[Start]

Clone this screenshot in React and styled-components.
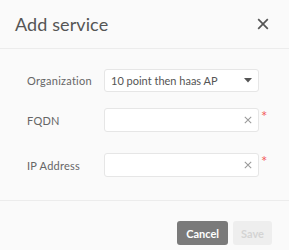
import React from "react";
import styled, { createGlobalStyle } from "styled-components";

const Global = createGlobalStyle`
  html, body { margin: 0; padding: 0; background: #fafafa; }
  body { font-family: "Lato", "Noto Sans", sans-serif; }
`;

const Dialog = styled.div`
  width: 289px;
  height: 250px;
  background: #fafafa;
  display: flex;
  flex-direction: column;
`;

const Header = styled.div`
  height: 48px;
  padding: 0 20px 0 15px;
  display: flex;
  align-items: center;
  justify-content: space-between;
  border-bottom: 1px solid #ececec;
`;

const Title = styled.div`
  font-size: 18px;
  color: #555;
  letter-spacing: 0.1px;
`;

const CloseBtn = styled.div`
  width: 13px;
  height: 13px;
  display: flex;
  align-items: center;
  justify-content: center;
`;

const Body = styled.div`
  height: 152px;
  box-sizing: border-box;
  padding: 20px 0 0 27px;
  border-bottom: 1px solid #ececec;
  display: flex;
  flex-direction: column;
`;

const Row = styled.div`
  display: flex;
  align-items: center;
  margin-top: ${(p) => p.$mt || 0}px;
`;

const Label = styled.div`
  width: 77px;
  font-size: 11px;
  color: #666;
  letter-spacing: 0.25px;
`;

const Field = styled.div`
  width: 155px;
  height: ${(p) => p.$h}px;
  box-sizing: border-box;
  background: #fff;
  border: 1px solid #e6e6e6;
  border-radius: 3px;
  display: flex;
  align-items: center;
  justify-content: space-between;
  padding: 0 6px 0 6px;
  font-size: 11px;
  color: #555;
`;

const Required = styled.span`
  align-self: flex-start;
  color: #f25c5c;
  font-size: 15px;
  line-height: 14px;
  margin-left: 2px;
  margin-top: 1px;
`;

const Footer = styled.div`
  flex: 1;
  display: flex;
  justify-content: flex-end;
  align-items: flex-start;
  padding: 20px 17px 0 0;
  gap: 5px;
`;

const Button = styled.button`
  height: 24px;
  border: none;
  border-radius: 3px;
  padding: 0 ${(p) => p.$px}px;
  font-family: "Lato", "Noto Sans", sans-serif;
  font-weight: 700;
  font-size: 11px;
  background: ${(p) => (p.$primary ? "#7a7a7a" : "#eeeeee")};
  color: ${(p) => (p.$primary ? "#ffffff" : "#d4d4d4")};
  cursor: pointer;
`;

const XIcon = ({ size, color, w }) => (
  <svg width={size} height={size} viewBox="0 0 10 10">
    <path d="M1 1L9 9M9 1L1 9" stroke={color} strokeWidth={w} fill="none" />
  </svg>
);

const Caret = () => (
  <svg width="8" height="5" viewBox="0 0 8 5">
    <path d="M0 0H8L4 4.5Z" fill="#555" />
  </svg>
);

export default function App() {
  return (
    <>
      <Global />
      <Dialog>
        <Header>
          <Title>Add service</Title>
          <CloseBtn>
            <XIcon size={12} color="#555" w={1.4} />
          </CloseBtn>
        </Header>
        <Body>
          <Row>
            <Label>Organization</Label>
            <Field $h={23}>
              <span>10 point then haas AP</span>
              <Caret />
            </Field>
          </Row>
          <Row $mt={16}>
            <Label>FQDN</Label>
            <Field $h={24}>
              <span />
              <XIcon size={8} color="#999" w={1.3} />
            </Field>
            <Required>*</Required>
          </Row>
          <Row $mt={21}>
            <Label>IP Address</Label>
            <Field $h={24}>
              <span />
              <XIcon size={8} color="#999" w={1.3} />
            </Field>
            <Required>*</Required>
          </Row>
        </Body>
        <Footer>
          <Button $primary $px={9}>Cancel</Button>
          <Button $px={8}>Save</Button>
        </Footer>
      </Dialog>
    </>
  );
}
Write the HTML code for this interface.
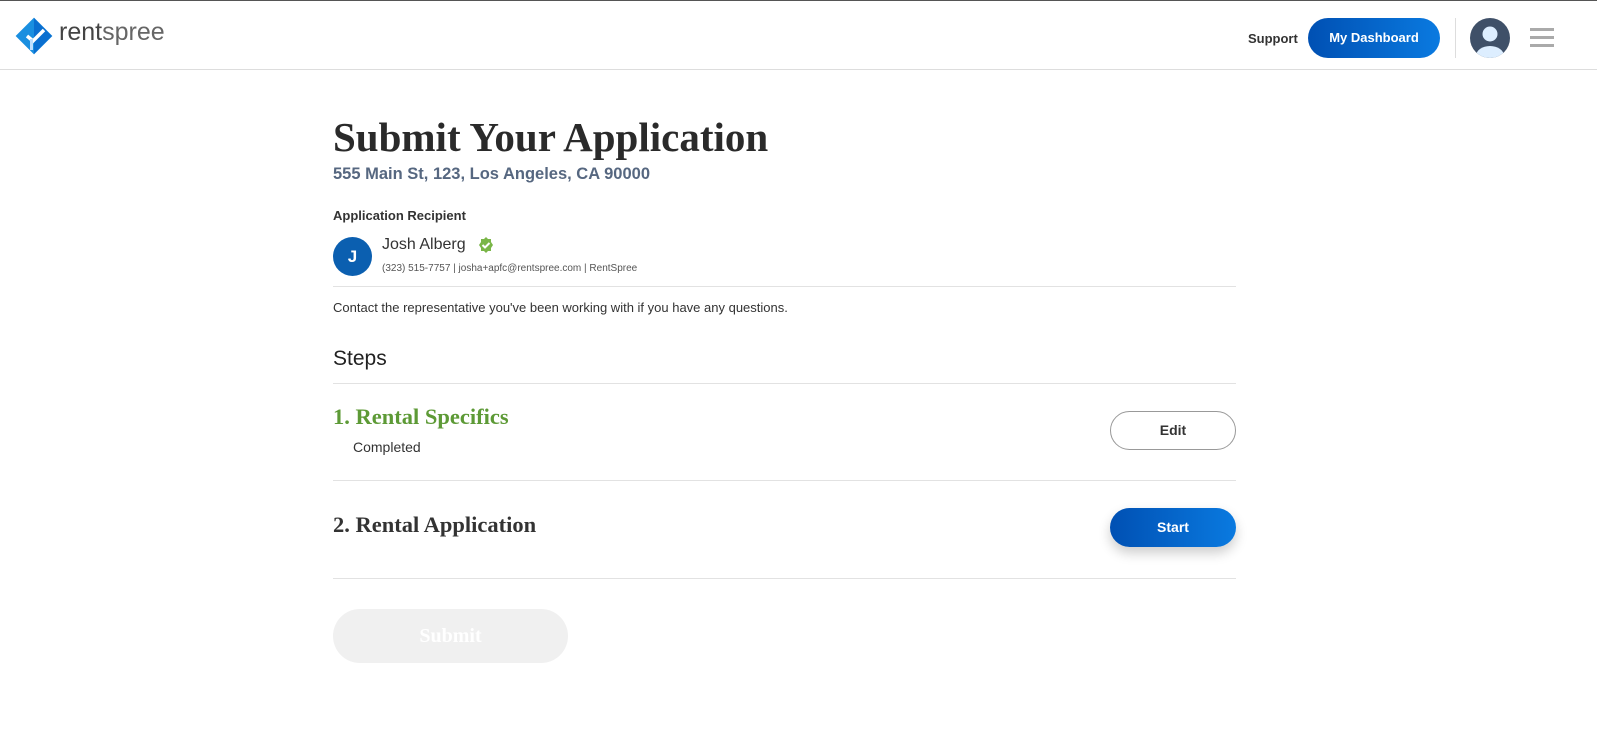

[End]

**GIVEN EXERCISE**
Extract all the data above exactly, excluding every picture.

**THE SOLUTION**
Clone this screenshot in React and styled-components.
import React from "react";
import styled, { createGlobalStyle } from "styled-components";

const Global = createGlobalStyle`
  html, body { margin: 0; padding: 0; background: #fafafa; }
  body { font-family: "Lato", "Noto Sans", sans-serif; }
`;

const Dialog = styled.div`
  width: 289px;
  height: 250px;
  background: #fafafa;
  display: flex;
  flex-direction: column;
`;

const Header = styled.div`
  height: 48px;
  padding: 0 20px 0 15px;
  display: flex;
  align-items: center;
  justify-content: space-between;
  border-bottom: 1px solid #ececec;
`;

const Title = styled.div`
  font-size: 18px;
  color: #555;
  letter-spacing: 0.1px;
`;

const CloseBtn = styled.div`
  width: 13px;
  height: 13px;
  display: flex;
  align-items: center;
  justify-content: center;
`;

const Body = styled.div`
  height: 152px;
  box-sizing: border-box;
  padding: 20px 0 0 27px;
  border-bottom: 1px solid #ececec;
  display: flex;
  flex-direction: column;
`;

const Row = styled.div`
  display: flex;
  align-items: center;
  margin-top: ${(p) => p.$mt || 0}px;
`;

const Label = styled.div`
  width: 77px;
  font-size: 11px;
  color: #666;
  letter-spacing: 0.25px;
`;

const Field = styled.div`
  width: 155px;
  height: ${(p) => p.$h}px;
  box-sizing: border-box;
  background: #fff;
  border: 1px solid #e6e6e6;
  border-radius: 3px;
  display: flex;
  align-items: center;
  justify-content: space-between;
  padding: 0 6px 0 6px;
  font-size: 11px;
  color: #555;
`;

const Required = styled.span`
  align-self: flex-start;
  color: #f25c5c;
  font-size: 15px;
  line-height: 14px;
  margin-left: 2px;
  margin-top: 1px;
`;

const Footer = styled.div`
  flex: 1;
  display: flex;
  justify-content: flex-end;
  align-items: flex-start;
  padding: 20px 17px 0 0;
  gap: 5px;
`;

const Button = styled.button`
  height: 24px;
  border: none;
  border-radius: 3px;
  padding: 0 ${(p) => p.$px}px;
  font-family: "Lato", "Noto Sans", sans-serif;
  font-weight: 700;
  font-size: 11px;
  background: ${(p) => (p.$primary ? "#7a7a7a" : "#eeeeee")};
  color: ${(p) => (p.$primary ? "#ffffff" : "#d4d4d4")};
  cursor: pointer;
`;

const XIcon = ({ size, color, w }) => (
  <svg width={size} height={size} viewBox="0 0 10 10">
    <path d="M1 1L9 9M9 1L1 9" stroke={color} strokeWidth={w} fill="none" />
  </svg>
);

const Caret = () => (
  <svg width="8" height="5" viewBox="0 0 8 5">
    <path d="M0 0H8L4 4.5Z" fill="#555" />
  </svg>
);

export default function App() {
  return (
    <>
      <Global />
      <Dialog>
        <Header>
          <Title>Add service</Title>
          <CloseBtn>
            <XIcon size={12} color="#555" w={1.4} />
          </CloseBtn>
        </Header>
        <Body>
          <Row>
            <Label>Organization</Label>
            <Field $h={23}>
              <span>10 point then haas AP</span>
              <Caret />
            </Field>
          </Row>
          <Row $mt={16}>
            <Label>FQDN</Label>
            <Field $h={24}>
              <span />
              <XIcon size={8} color="#999" w={1.3} />
            </Field>
            <Required>*</Required>
          </Row>
          <Row $mt={21}>
            <Label>IP Address</Label>
            <Field $h={24}>
              <span />
              <XIcon size={8} color="#999" w={1.3} />
            </Field>
            <Required>*</Required>
          </Row>
        </Body>
        <Footer>
          <Button $primary $px={9}>Cancel</Button>
          <Button $px={8}>Save</Button>
        </Footer>
      </Dialog>
    </>
  );
}
Write the HTML code for this interface.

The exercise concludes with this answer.